Gordon, Hay, and the Northeast at War
Clan Gordon of the northeast supported the Bruce cause and received significant land grants in Strathbogie as a reward for that loyalty, the foundation of the great Gordon power in Aberdeenshire that would define the region's political history for the following three centuries. The Hay family — ancestors of the Earls of Erroll and hereditary Constables of Scotland — fought at Bannockburn and according to tradition saved the Scottish army at a critical moment by blocking a pursuing English cavalry force at a point later marked by a stone at the village of Erroll in Perthshire.
MacDougall: The Bruce's Enemies
Clan MacDougall of Argyll were among Bruce's most determined opponents during the critical early years of his campaign, their opposition rooted in both political allegiance — they were Balliol supporters and related to the Comyns — and territorial rivalry with the Campbells who were Bruce's most important Argyll allies. The MacDougall ambush of Bruce's force at the Pass of Brander in 1309 — where Bruce turned the ambush around by sending archers above the attackers on the hillside — was one of the most tactically significant engagements of the recovery campaign, and its outcome permanently weakened MacDougall power in Argyll.
Seton, Crawford, and the Patriot Families
Clan Seton of East Lothian were committed Scottish patriots whose family suffered directly for that commitment — Christopher Seton, who had married Bruce's sister, was captured and executed by the English in the brutal reprisals that followed Bruce's initial defeats in 1306. Clan Crawford of Clydesdale contributed to the resistance cause through their connection to William Wallace, Sir Reginald Crawford being Wallace's uncle and one of the Ayrshire gentry figures whose networks sustained the early resistance movement.
Sutherland, Ross, and the Northern Families
Clan Sutherland and Clan Ross in the far north were drawn into the conflict in ways that reflected the particular pressures of northern Scotland, where English influence was less direct but where the question of allegiance — to Balliol, to the Comyns, to Bruce, or to accommodation with England — was no less urgent.
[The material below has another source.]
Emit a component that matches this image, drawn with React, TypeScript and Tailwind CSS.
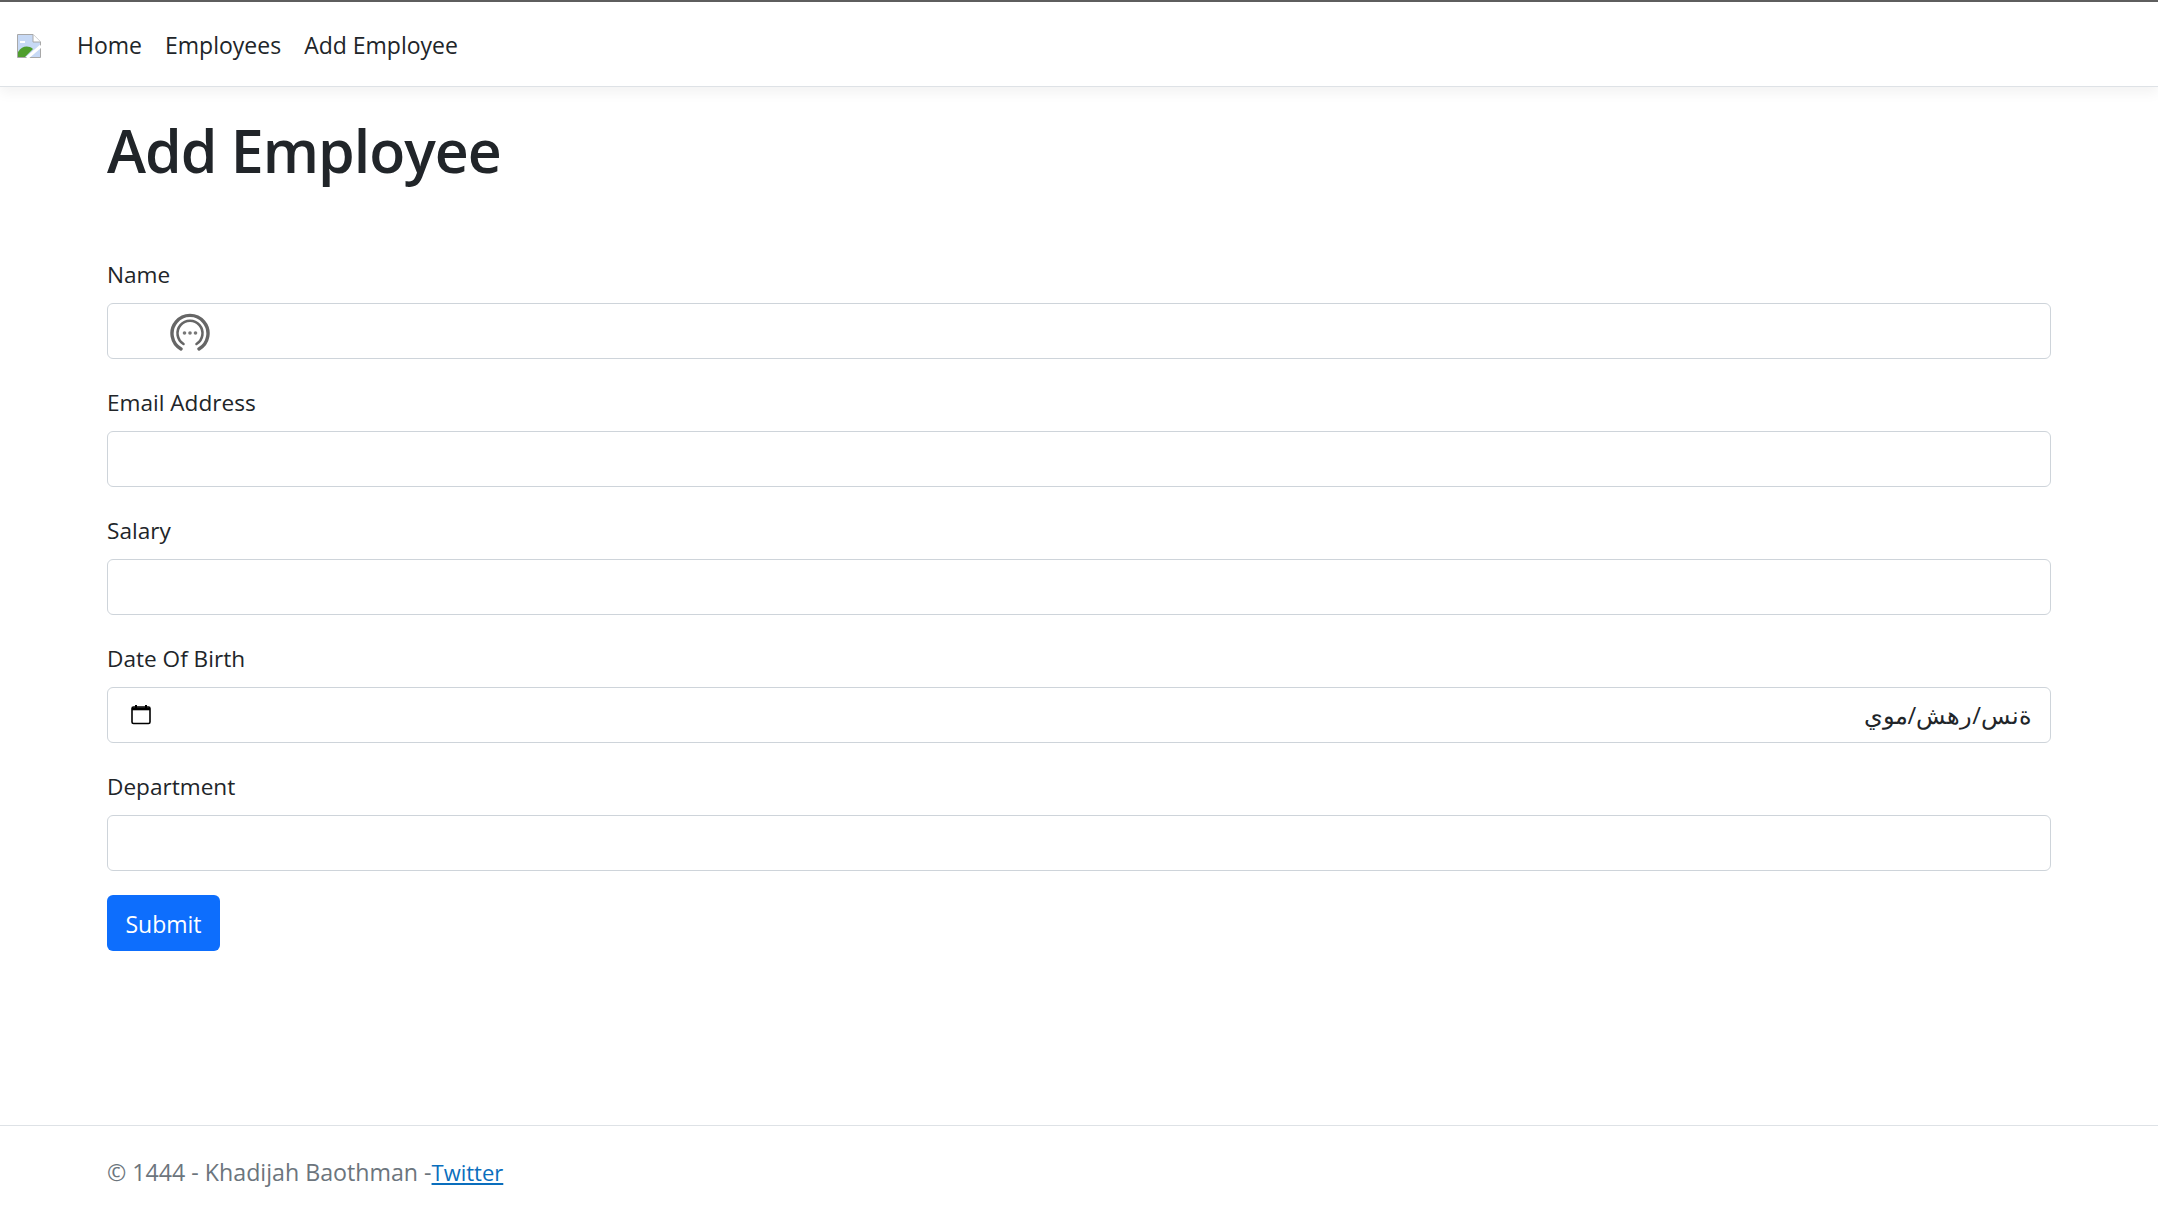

The Ross earl initially opposed Bruce but eventually came over to his cause, a shift that was characteristic of the complex realignments that the long conflict produced across all of Scotland's great families.
The Declaration of Arbroath and Its Legacy
The Declaration of Arbroath of 1320 — a letter from the Scottish nobility and community of the realm to Pope John XXII, asserting Scotland's independence and Bruce's right to the throne — was not a clan document in any formal sense, but many of the great clan families whose chiefs signed or were represented in it are directly connected to the family histories described across this site. The declaration's famous assertion that even Bruce himself would be rejected if he submitted to English rule — the community of the realm above the individual king — expressed a concept of national sovereignty that was remarkable for its time and that has resonated in Scottish political culture ever since.
The families that fought for Scottish independence in the late thirteenth and early fourteenth centuries were not fighting for an abstract nation. They were fighting for their lands, their legal systems, their social structures, and their independence from a foreign power that had demonstrated both the will and the capacity to destroy all of those things. That the conflict produced, in Bruce and Wallace, two of the most celebrated figures in medieval European history is a measure of both the quality of the leadership Scotland found and the depth of the cause that leadership served.